Prison Reform

                        

KP Telescope Cover
Agnes Macphail is remembered in the Kingston Penitentiary Telescope

Prison Reform

An uprising of prisoners in 1923 at the Kingston Penitentiary succeeded in bringing Agnes Macphail's attention to the treatment of prisoners as a neglected part of Canadian society. This ignited her campaign to reform the prisons and in 1925 she set out against a wave of resistance to revolutionize the governance of penitentiaries in one of the longest battles she would fight.
After making a personal visit to the Kingston Penitentiary, Agnes Macphail realized that the present administrative system was not designed to reform prisoners, but simply to punish and separate inmates from society.
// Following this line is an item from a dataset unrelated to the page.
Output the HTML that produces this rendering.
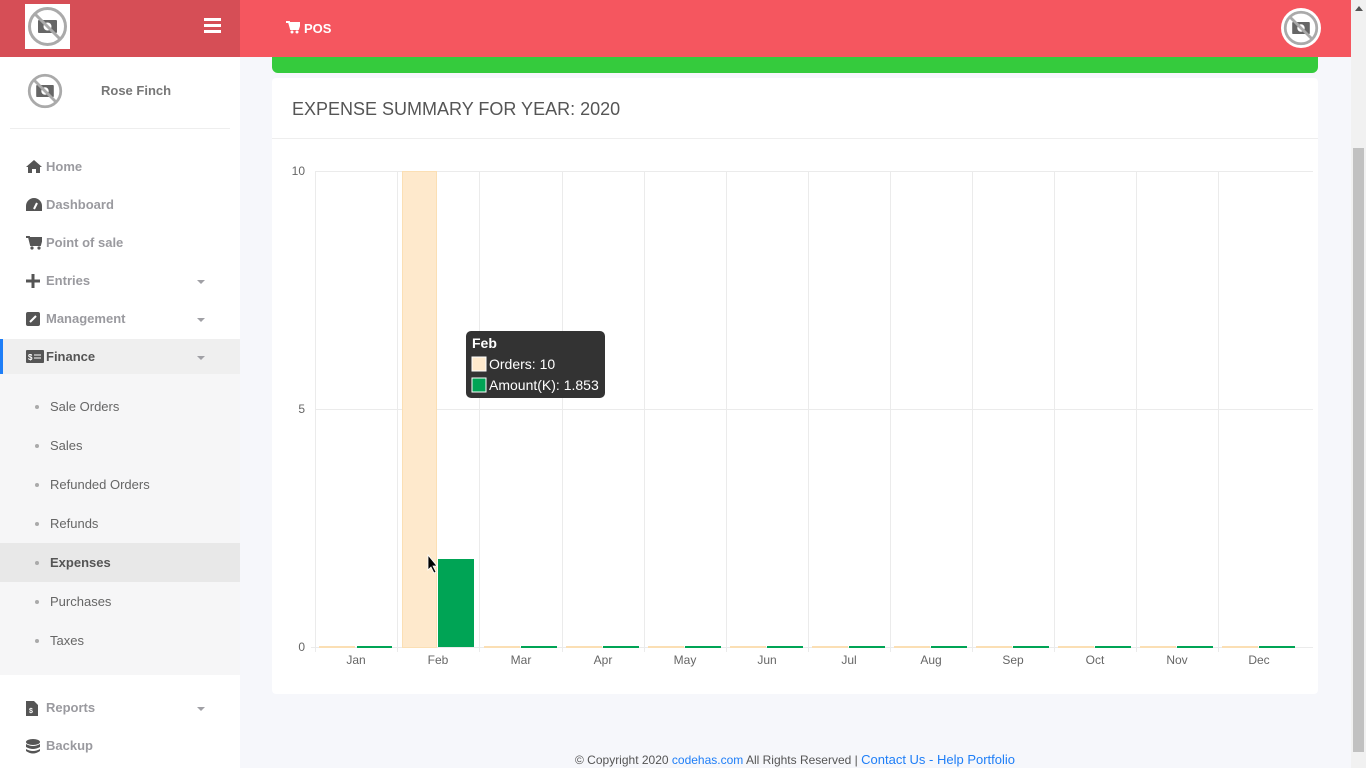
<!DOCTYPE html>
<html><head><meta charset="utf-8"><style>
*{box-sizing:border-box;margin:0;padding:0}
body{width:1366px;height:768px;overflow:hidden;font-family:"Liberation Sans",sans-serif;background:#f6f7fb;position:relative}
.tl{position:absolute;left:0;top:0;width:240px;height:57px;background:#d64e56}
.tr{position:absolute;left:240px;top:0;width:1111px;height:57px;background:#f5565f}
.side{position:absolute;left:0;top:57px;width:240px;height:711px;background:#fff}
.nav{position:absolute;left:0;width:240px;height:36px;font-size:13px;font-weight:bold;color:#9a9a9f;line-height:36px;padding-left:46px}
.nav svg{position:absolute;left:26px;top:11px}
.caret{position:absolute;left:197px;top:17px;width:0;height:0;border-left:4px solid transparent;border-right:4px solid transparent;border-top:4px solid #a0a0a5}
.sub{position:absolute;left:0;width:240px;height:39px;line-height:39px;font-size:13px;color:#666;padding-left:50px}
.sub:before{content:"";position:absolute;left:35px;top:18px;width:4px;height:4px;border-radius:50%;background:#aaa}
.sb{position:absolute;left:1351px;top:0;width:15px;height:768px;background:#f1f1f1}
</style></head><body>
<div class="tl"><div style="position:absolute;left:25px;top:4px;width:45px;height:45px;background:#fff"></div>
<svg style="position:absolute;left:27px;top:6px" width="41" height="41" viewBox="0 0 41 41"><circle cx="20.5" cy="20.5" r="18" fill="none" stroke="#aaa" stroke-width="3"/><rect x="11" y="14" width="19" height="13" rx="1" fill="#666"/><circle cx="20.5" cy="20.5" r="4" fill="#fff"/><line x1="8" y1="8" x2="33" y2="33" stroke="#aaa" stroke-width="3"/></svg>
<div style="position:absolute;left:204px;top:18px;width:17px;height:3px;background:#fff;box-shadow:0 6px 0 #fff,0 12px 0 #fff"></div></div>
<div class="tr">
<svg style="position:absolute;left:46px;top:21px" width="14" height="13" viewBox="0 0 14 13"><path d="M0 1h3l2 7h7l2-6H4" fill="none" stroke="#fff" stroke-width="2"/><rect x="4" y="3" width="9" height="4" fill="#fff"/><circle cx="6" cy="11" r="1.5" fill="#fff"/><circle cx="11" cy="11" r="1.5" fill="#fff"/></svg>
<div style="position:absolute;left:64px;top:21px;font-size:13px;font-weight:bold;color:#fff">POS</div>
<div style="position:absolute;left:1041px;top:8px;width:40px;height:40px;border-radius:50%;background:#fff"></div>
<svg style="position:absolute;left:1042px;top:9px" width="38" height="38" viewBox="0 0 41 41"><circle cx="20.5" cy="20.5" r="17" fill="none" stroke="#aaa" stroke-width="3"/><rect x="11" y="14" width="19" height="13" rx="1" fill="#666"/><circle cx="20.5" cy="20.5" r="4" fill="#fff"/><line x1="9" y1="9" x2="32" y2="32" stroke="#aaa" stroke-width="3"/></svg></div>
<div class="side">
<svg style="position:absolute;left:26px;top:15px" width="38" height="38" viewBox="0 0 41 41"><circle cx="20.5" cy="20.5" r="17" fill="none" stroke="#aaa" stroke-width="3"/><rect x="11" y="14" width="19" height="13" rx="1" fill="#666"/><circle cx="20.5" cy="20.5" r="4" fill="#fff"/><line x1="9" y1="9" x2="32" y2="32" stroke="#aaa" stroke-width="3"/></svg>
<div style="position:absolute;left:101px;top:26px;font-size:13px;font-weight:bold;color:#777">Rose Finch</div>
<div style="position:absolute;left:10px;top:71px;width:220px;height:1px;background:#eee"></div>
<div class="nav" style="top:92px"><svg width="16" height="13" viewBox="0 0 16 13"><path d="M8 0L0 7h2v6h4V9h4v4h4V7h2z" fill="#555"/></svg>Home</div>
<div class="nav" style="top:130px"><svg width="16" height="14" viewBox="0 0 16 14"><path d="M8 0a8 8 0 0 0-8 8v5h16V8a8 8 0 0 0-8-8z" fill="#555"/><path d="M8 11l3-6" stroke="#fff" stroke-width="2"/></svg>Dashboard</div>
<div class="nav" style="top:168px"><svg width="16" height="14" viewBox="0 0 16 14"><path d="M0 1h3l2 8h9l2-7H4" fill="none" stroke="#555" stroke-width="2"/><rect x="4" y="3" width="11" height="5" fill="#555"/><circle cx="6" cy="12" r="1.6" fill="#555"/><circle cx="13" cy="12" r="1.6" fill="#555"/></svg>Point of sale</div>
<div class="nav" style="top:206px"><svg width="14" height="14" viewBox="0 0 14 14"><path d="M7 0v14M0 7h14" stroke="#555" stroke-width="3"/></svg>Entries<span class="caret"></span></div>
<div class="nav" style="top:244px"><svg width="14" height="14" viewBox="0 0 14 14"><rect width="14" height="14" rx="2" fill="#555"/><path d="M4 10l6-6" stroke="#fff" stroke-width="2"/></svg>Management<span class="caret"></span></div>
<div class="nav" style="top:282px;background:#efefef;color:#555;height:35px"><div style="position:absolute;left:0;top:0;width:3px;height:35px;background:#1e7ef7"></div><svg width="18" height="13" viewBox="0 0 18 13"><rect width="18" height="13" rx="1" fill="#555"/><path d="M8 5h7M8 8h7" stroke="#fff"/><text x="2" y="10" font-size="8" fill="#fff" font-family="Liberation Sans">$</text></svg>Finance<span class="caret"></span></div>
<div style="position:absolute;left:0;top:317px;width:240px;height:301px;background:#f6f6f7"></div>
<div class="sub" style="top:330px">Sale Orders</div>
<div class="sub" style="top:369px">Sales</div>
<div class="sub" style="top:408px">Refunded Orders</div>
<div class="sub" style="top:447px">Refunds</div>
<div class="sub" style="top:486px;background:#e8e8e8;font-weight:bold;color:#555">Expenses</div>
<div class="sub" style="top:525px">Purchases</div>
<div class="sub" style="top:564px">Taxes</div>
<div class="nav" style="top:633px"><svg width="12" height="15" viewBox="0 0 12 15"><path d="M0 0h8l4 4v11H0z" fill="#555"/><text x="3" y="12" font-size="7" fill="#fff" font-family="Liberation Sans">$</text></svg>Reports<span class="caret"></span></div>
<div class="nav" style="top:671px"><svg width="14" height="15" viewBox="0 0 14 15"><ellipse cx="7" cy="3" rx="7" ry="3" fill="#555"/><path d="M0 5q7 4 14 0v3q-7 4-14 0zM0 10q7 4 14 0v2q-7 5-14 0z" fill="#555"/></svg>Backup</div>
</div>
<div style="position:absolute;left:272px;top:57px;width:1046px;height:16px;background:#35cb3d;border-radius:0 0 6px 6px"></div>
<div style="position:absolute;left:272px;top:78px;width:1046px;height:616px;background:#fff;border-radius:4px">
<div style="position:absolute;left:20px;top:21px;font-size:18px;color:#555">EXPENSE SUMMARY FOR YEAR: 2020</div>
<div style="position:absolute;left:0;top:60px;width:1046px;height:1px;background:#eee"></div></div>
<svg style="position:absolute;left:0;top:0" width="1366" height="768">
<g stroke="#ebebeb" stroke-width="1">
<line x1="315" y1="171.5" x2="1313" y2="171.5"/><line x1="315" y1="409.5" x2="1313" y2="409.5"/><line x1="311" y1="647.5" x2="1313" y2="647.5"/>
<line x1="315.5" y1="171" x2="315.5" y2="652"/><line x1="397.5" y1="171" x2="397.5" y2="652"/><line x1="479.5" y1="171" x2="479.5" y2="652"/><line x1="562.5" y1="171" x2="562.5" y2="652"/><line x1="644.5" y1="171" x2="644.5" y2="652"/><line x1="726.5" y1="171" x2="726.5" y2="652"/><line x1="808.5" y1="171" x2="808.5" y2="652"/><line x1="890.5" y1="171" x2="890.5" y2="652"/><line x1="972.5" y1="171" x2="972.5" y2="652"/><line x1="1054.5" y1="171" x2="1054.5" y2="652"/><line x1="1136.5" y1="171" x2="1136.5" y2="652"/><line x1="1218.5" y1="171" x2="1218.5" y2="652"/>
</g>
<g font-family="Liberation Sans" font-size="12" fill="#666" text-anchor="end"><text x="305" y="175">10</text><text x="305" y="413">5</text><text x="305" y="651">0</text></g>
<g font-family="Liberation Sans" font-size="12" fill="#666" text-anchor="middle">
<text x="356" y="664">Jan</text><text x="438" y="664">Feb</text><text x="521" y="664">Mar</text><text x="603" y="664">Apr</text><text x="685" y="664">May</text><text x="767" y="664">Jun</text><text x="849" y="664">Jul</text><text x="931" y="664">Aug</text><text x="1013" y="664">Sep</text><text x="1095" y="664">Oct</text><text x="1177" y="664">Nov</text><text x="1259" y="664">Dec</text></g>
<rect x="402.5" y="171.5" width="34" height="476" fill="#fee9cc" stroke="#fbdfb4"/>
<rect x="438" y="559" width="36" height="88" fill="#00a455"/>
<g fill="#fbdfb4"><rect x="319" y="646" width="36" height="2"/><rect x="484" y="646" width="36" height="2"/><rect x="566" y="646" width="36" height="2"/><rect x="648" y="646" width="36" height="2"/><rect x="730" y="646" width="36" height="2"/><rect x="812" y="646" width="36" height="2"/><rect x="894" y="646" width="36" height="2"/><rect x="976" y="646" width="36" height="2"/><rect x="1058" y="646" width="36" height="2"/><rect x="1140" y="646" width="36" height="2"/><rect x="1222" y="646" width="36" height="2"/></g>
<g fill="#00a455"><rect x="357" y="646" width="35" height="2"/><rect x="521" y="646" width="36" height="2"/><rect x="603" y="646" width="36" height="2"/><rect x="685" y="646" width="36" height="2"/><rect x="767" y="646" width="36" height="2"/><rect x="849" y="646" width="36" height="2"/><rect x="931" y="646" width="36" height="2"/><rect x="1013" y="646" width="36" height="2"/><rect x="1095" y="646" width="36" height="2"/><rect x="1177" y="646" width="36" height="2"/><rect x="1259" y="646" width="36" height="2"/></g>
<rect x="466" y="331" width="139" height="67" rx="5" fill="#333"/>
<text x="472" y="348" font-family="Liberation Sans" font-size="14" font-weight="bold" fill="#fff">Feb</text>
<rect x="472" y="357" width="14" height="14" fill="#fee9cc" stroke="#fff" stroke-width="1"/>
<text x="489" y="369" font-family="Liberation Sans" font-size="14" fill="#fff">Orders: 10</text>
<rect x="472" y="378" width="14" height="14" fill="#00a455" stroke="#fff" stroke-width="1"/>
<text x="489" y="390" font-family="Liberation Sans" font-size="14" fill="#fff">Amount(K): 1.853</text>
<path d="M428 555v15l3-3 3 6 2-1-3-6h4z" fill="#000" stroke="#fff" stroke-width="0.8"/>
</svg>
<div style="position:absolute;left:575px;top:752px;font-size:12px;color:#555;white-space:nowrap">© Copyright 2020 <span style="color:#1e7ef7">codehas.com</span> All Rights Reserved | <span style="color:#1e7ef7;font-size:13px">Contact Us - Help Portfolio</span></div>
<div class="sb"><div style="position:absolute;left:4px;top:6px;border-left:4px solid transparent;border-right:4px solid transparent;border-bottom:5px solid #555"></div><div style="position:absolute;left:2px;top:148px;width:11px;height:604px;background:#c1c1c1"></div></div>
</body></html>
To right this, Macphail proposed that prison labour be instigated, thereby saving the government thousands of dollars a year, reducing the financial burden on inmates' dependents, and giving prisoners a chance to learn trades and feel useful while serving their time. She pushed for reduced corporal punishment in favour of other disciplinary actions, mandatory education for illiterate inmates, and an increase in inmates' exercise and outdoor time, as well as encouraging their communication with each other and their immediate relations. Her most challenging proposal for reform was to end military and political appointments to penitentiary administration and to appoint, instead, superintendents with penology training, medical doctors with psychological training, and to implement a system of training for guards and officials in the prisons.
Agnes Macphail experienced more than her share of resistance during her work for penitentiary reform, so much that the reformations she had made between 1930 and 1935 were officially attributed to someone else. The prisoners, however, recognized that Agnes Macphail was the true reformer. The Penitentiary Bill of 1939 contained 88 recommendations that fulfilled her intentions, to "give us a penal system which reforms as well as disciplines the anti-social members of society confined in prison" (Weekly letter, Durham Review, March 30, 1939, excerpted in Pennington, p.207).